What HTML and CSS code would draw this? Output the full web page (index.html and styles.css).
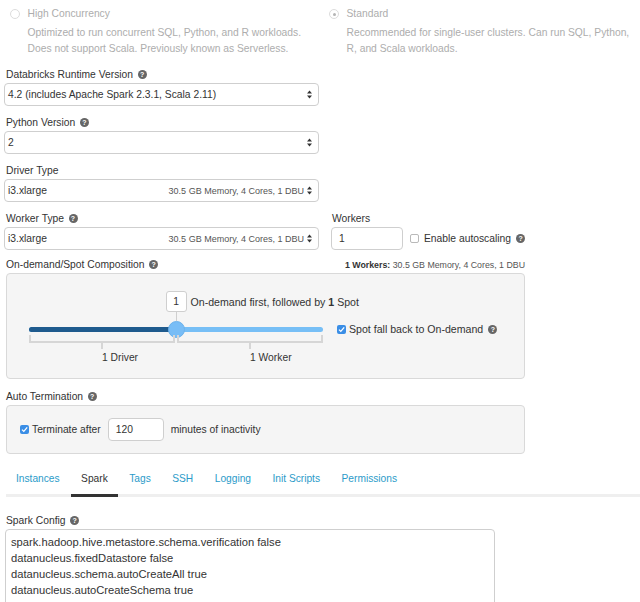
FILE: index.html
```html
<!DOCTYPE html>
<html lang="en">
<head>
<meta charset="utf-8">
<title>Cluster configuration</title>
<link rel="stylesheet" href="styles.css">
</head>
<body>
<div class="page">
  <div class="modes">
    <div class="mode">
      <div class="mode-head"><span class="radio"></span><span>High Concurrency</span></div>
      <p class="mode-desc">Optimized to run concurrent SQL, Python, and R workloads.<br>Does not support Scala. Previously known as Serverless.</p>
    </div>
    <div class="mode">
      <div class="mode-head"><span class="radio on"></span><span>Standard</span></div>
      <p class="mode-desc">Recommended for single-user clusters. Can run SQL, Python,<br>R, and Scala workloads.</p>
    </div>
  </div>

  <div class="field">
    <div class="field-label">Databricks Runtime Version <span class="help">?</span></div>
    <div class="select"><span>4.2 (includes Apache Spark 2.3.1, Scala 2.11)</span><svg class="arrows" viewBox="0 0 5 9" width="5" height="9"><polygon points="0,3.6 2.5,0.4 5,3.6"/><polygon points="0,5.4 5,5.4 2.5,8.6"/></svg></div>
  </div>

  <div class="field">
    <div class="field-label">Python Version <span class="help">?</span></div>
    <div class="select"><span>2</span><svg class="arrows" viewBox="0 0 5 9" width="5" height="9"><polygon points="0,3.6 2.5,0.4 5,3.6"/><polygon points="0,5.4 5,5.4 2.5,8.6"/></svg></div>
  </div>

  <div class="field">
    <div class="field-label">Driver Type</div>
    <div class="select"><span>i3.xlarge</span><span class="select-meta">30.5 GB Memory, 4 Cores, 1 DBU</span><svg class="arrows meta" viewBox="0 0 5 9" width="5" height="9"><polygon points="0,3.6 2.5,0.4 5,3.6"/><polygon points="0,5.4 5,5.4 2.5,8.6"/></svg></div>
  </div>

  <div class="worker-row">
    <div class="field worker-type">
      <div class="field-label">Worker Type <span class="help">?</span></div>
      <div class="select"><span>i3.xlarge</span><span class="select-meta">30.5 GB Memory, 4 Cores, 1 DBU</span><svg class="arrows meta" viewBox="0 0 5 9" width="5" height="9"><polygon points="0,3.6 2.5,0.4 5,3.6"/><polygon points="0,5.4 5,5.4 2.5,8.6"/></svg></div>
    </div>
    <div class="field workers">
      <div class="field-label">Workers</div>
      <div class="workers-line">
        <div class="text-input workers-input">1</div>
        <div class="check-label autoscale"><span class="check"></span><span>Enable autoscaling</span><span class="help">?</span></div>
      </div>
    </div>
  </div>

  <div class="comp-head">
    <div class="field-label">On-demand/Spot Composition <span class="help">?</span></div>
    <div class="comp-info"><b>1 Workers:</b> 30.5 GB Memory, 4 Cores, 1 DBU</div>
  </div>

  <div class="panel spot-panel">
    <div class="slider-col" style="--pos: 50%">
      <div class="spot-top"><div class="count-box">1</div><span class="spot-text">On-demand first, followed by <b>1</b> Spot</span></div>
      <div class="connector"></div>
      <div class="track">
        <div class="bar"><div class="bar-fill"></div></div>
        <div class="thumb"></div>
      </div>
      <div class="brackets"><div class="bracket"></div><div class="bracket"></div></div>
      <div class="tick-labels"><div class="tick-label">1 Driver</div><div class="tick-label">1 Worker</div></div>
    </div>
    <div class="check-label spot-fallback"><span class="check on"><svg viewBox="0 0 9 9" width="9" height="9"><polyline points="2,4.6 3.8,6.4 7.2,2.4"/></svg></span><span>Spot fall back to On-demand</span><span class="help">?</span></div>
  </div>

  <div class="field">
    <div class="field-label">Auto Termination <span class="help">?</span></div>
    <div class="panel term-panel">
      <span class="check on"><svg viewBox="0 0 9 9" width="9" height="9"><polyline points="2,4.6 3.8,6.4 7.2,2.4"/></svg></span>
      <span class="term-text">Terminate after</span>
      <div class="text-input term-input">120</div>
      <span class="term-after">minutes of inactivity</span>
    </div>
  </div>

  <div class="tabs">
    <span class="tab">Instances</span>
    <span class="tab active">Spark</span>
    <span class="tab">Tags</span>
    <span class="tab">SSH</span>
    <span class="tab">Logging</span>
    <span class="tab">Init Scripts</span>
    <span class="tab">Permissions</span>
  </div>

  <div class="field config">
    <div class="field-label">Spark Config <span class="help">?</span></div>
    <div class="config-box">
      <div>spark.hadoop.hive.metastore.schema.verification false</div>
      <div>datanucleus.fixedDatastore false</div>
      <div>datanucleus.schema.autoCreateAll true</div>
      <div>datanucleus.autoCreateSchema true</div>
    </div>
  </div>
</div>
</body>
</html>
```

FILE: styles.css
```css
* { box-sizing: border-box; }

body {
  margin: 0;
  background: #fff;
  color: #333;
  font-family: "Liberation Sans", Arial, sans-serif;
  font-size: 10.3px;
}

.page {
  padding: 6px 0 0 6px;
  overflow: hidden;
  height: 602px;
}

/* cluster mode */
.modes {
  display: flex;
  padding-left: 4px;
  margin-bottom: 9px;
  color: #adadad;
}
.mode { width: 319px; flex: none; }
.mode-head {
  display: flex;
  align-items: center;
  gap: 7.5px;
  height: 16px;
  line-height: 16px;
}
.radio {
  width: 10px;
  height: 10px;
  border: 1px solid #dcdcdc;
  border-radius: 50%;
  display: flex;
  align-items: center;
  justify-content: center;
  flex: none;
}
.radio.on::after {
  content: "";
  width: 3px;
  height: 3px;
  border-radius: 50%;
  background: #b5b5b5;
}
.mode-desc {
  margin: 3px 0 0 17.5px;
  line-height: 16px;
  white-space: nowrap;
}

/* fields */
.field { margin-bottom: 8px; }
.field-label {
  display: flex;
  align-items: center;
  gap: 4.5px;
  height: 17px;
  line-height: 17px;
  white-space: nowrap;
}
.help {
  width: 9px;
  height: 9px;
  border-radius: 50%;
  background: #666;
  color: #fff;
  font-size: 7px;
  font-weight: bold;
  line-height: 9px;
  text-align: center;
  flex: none;
  display: inline-block;
}

.select {
  margin-left: -2px;
  width: 315px;
  height: 23px;
  border: 1px solid #cfcfcf;
  border-radius: 4px;
  background: #fff;
  display: flex;
  align-items: center;
  padding: 0 6px 0 3px;
  white-space: nowrap;
}
.select-meta {
  margin-left: auto;
  font-size: 9px;
  color: #555;
}
.arrows { margin-left: auto; flex: none; fill: #333; }
.arrows.meta { margin-left: 3px; }

/* worker row */
.worker-row {
  display: flex;
  margin-bottom: 6px;
}
.worker-row .field { margin-bottom: 0; }
.worker-type { width: 325px; flex: none; }
.workers .field-label { padding-left: 1px; }
.workers-line {
  display: flex;
  align-items: center;
}
.text-input {
  height: 23px;
  border: 1px solid #cfcfcf;
  border-radius: 4px;
  background: #fff;
  display: flex;
  align-items: center;
}
.workers-input {
  width: 72px;
  padding-left: 7px;
}
.check-label {
  display: flex;
  align-items: center;
  gap: 4px;
  line-height: 16px;
  white-space: nowrap;
}
.autoscale { margin-left: 7px; gap: 5px; }
.check {
  width: 9px;
  height: 9px;
  border: 1px solid #b9b9b9;
  border-radius: 2px;
  background: #fff;
  flex: none;
  display: flex;
}
.check.on {
  border: none;
  background: #3a8ee6;
}
.check svg {
  fill: none;
  stroke: #fff;
  stroke-width: 1.3;
}

/* composition */
.comp-head {
  width: 519px;
  display: flex;
  justify-content: space-between;
  align-items: center;
}
.comp-info {
  font-size: 8.8px;
  color: #555;
  white-space: nowrap;
}
.comp-info b { color: #333; }

.panel {
  width: 519px;
  border: 1px solid #d9d9d9;
  border-radius: 4px;
  background: #f5f5f5;
}
.spot-panel {
  display: flex;
  padding: 17px 0 13px 22px;
  margin-bottom: 9px;
}
.slider-col { width: 294px; flex: none; }
.spot-top {
  display: flex;
  align-items: center;
  height: 21px;
  white-space: nowrap;
}
.count-box {
  margin-left: calc(var(--pos) - 10.5px);
  width: 21px;
  height: 21px;
  border: 1px solid #cfcfcf;
  border-radius: 3px;
  background: #fff;
  display: flex;
  align-items: center;
  justify-content: center;
  flex: none;
}
.spot-text { margin-left: 4px; font-size: 10.6px; }
.connector {
  margin-left: calc(var(--pos) - 0.5px);
  width: 1px;
  height: 9px;
  background: #cfcfcf;
}
.track {
  position: relative;
  height: 17px;
  padding-top: 6px;
}
.bar {
  height: 5px;
  border-radius: 3px;
  background: #77bff6;
  overflow: hidden;
}
.bar-fill {
  width: var(--pos);
  height: 100%;
  background: #1f5b8e;
}
.thumb {
  position: absolute;
  top: 0;
  left: calc(var(--pos) - 8.5px);
  width: 17px;
  height: 17px;
  border-radius: 50%;
  background: #78bdf6;
  border: 1px solid #6cb2ec;
}
.brackets {
  display: flex;
  gap: 2px;
  margin-top: -3px;
}
.bracket {
  position: relative;
  flex: 1;
  height: 8px;
  border: 2px solid #d6d6d6;
  border-top: none;
}
.bracket::after {
  content: "";
  position: absolute;
  left: calc(50% - 1px);
  top: 100%;
  width: 2px;
  height: 8px;
  background: #d6d6d6;
}
.tick-labels {
  display: flex;
  gap: 2px;
  margin-top: 8px;
  line-height: 14px;
}
.tick-label {
  flex: 1;
  text-indent: 50%;
  white-space: nowrap;
}
.spot-fallback {
  margin-left: 14px;
  padding-top: 30px;
  align-self: flex-start;
  gap: 3px;
  font-size: 10.6px;
}
.spot-fallback .help { margin-left: 2px; }

/* auto termination */
.term-panel {
  display: flex;
  align-items: center;
  padding: 12px 13px;
}
.term-text { margin-left: 3px; white-space: nowrap; }
.term-input {
  margin-left: 7px;
  width: 56px;
  padding-left: 7px;
}
.term-after { margin-left: 7px; white-space: nowrap; }

/* tabs */
.tabs {
  display: flex;
  margin-top: 14px;
  border-bottom: 3px solid #efefef;
}
.tab {
  padding: 0 10px 4px;
  line-height: 22px;
  font-size: 10.2px;
  color: #2b9bc9;
  border-bottom: 3px solid transparent;
  margin-bottom: -3px;
  margin-right: 1.5px;
  white-space: nowrap;
}
.tab.active {
  color: #333;
  border-bottom-color: #333;
}

/* spark config */
.config { margin-top: 15px; }
.config-box {
  margin-left: -1px;
  width: 490px;
  height: 90px;
  border: 1px solid #cfcfcf;
  border-radius: 4px;
  padding: 4px 5px;
  font-size: 11.2px;
  line-height: 16px;
  white-space: nowrap;
  background: #fff;
}
```
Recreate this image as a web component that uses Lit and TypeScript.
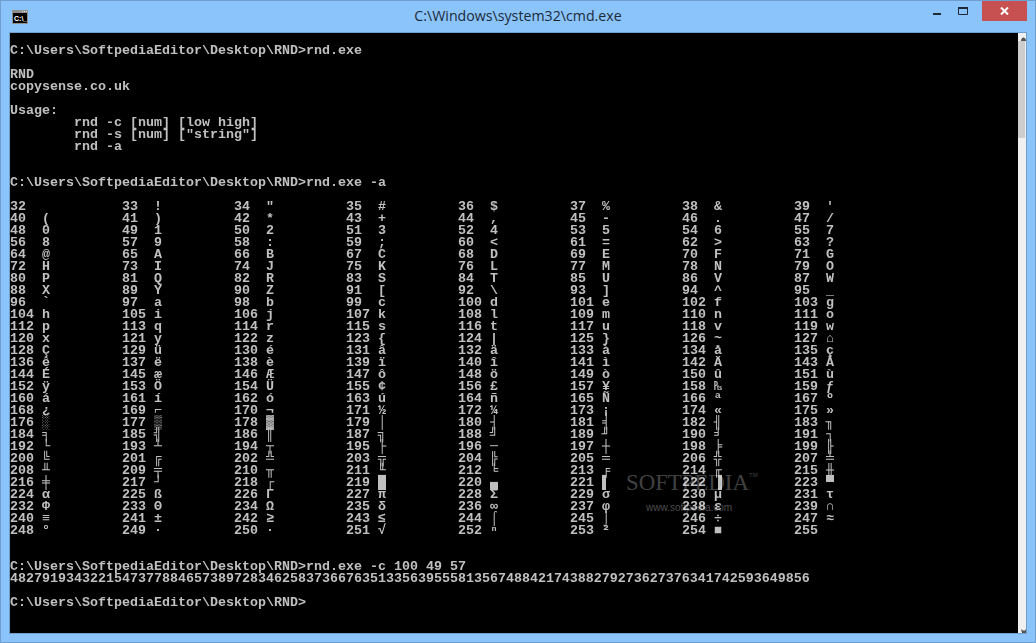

# # #

### Stated exercise:
State how many lines of the records above contain "page", with no words besides the number.

### Written solution:
3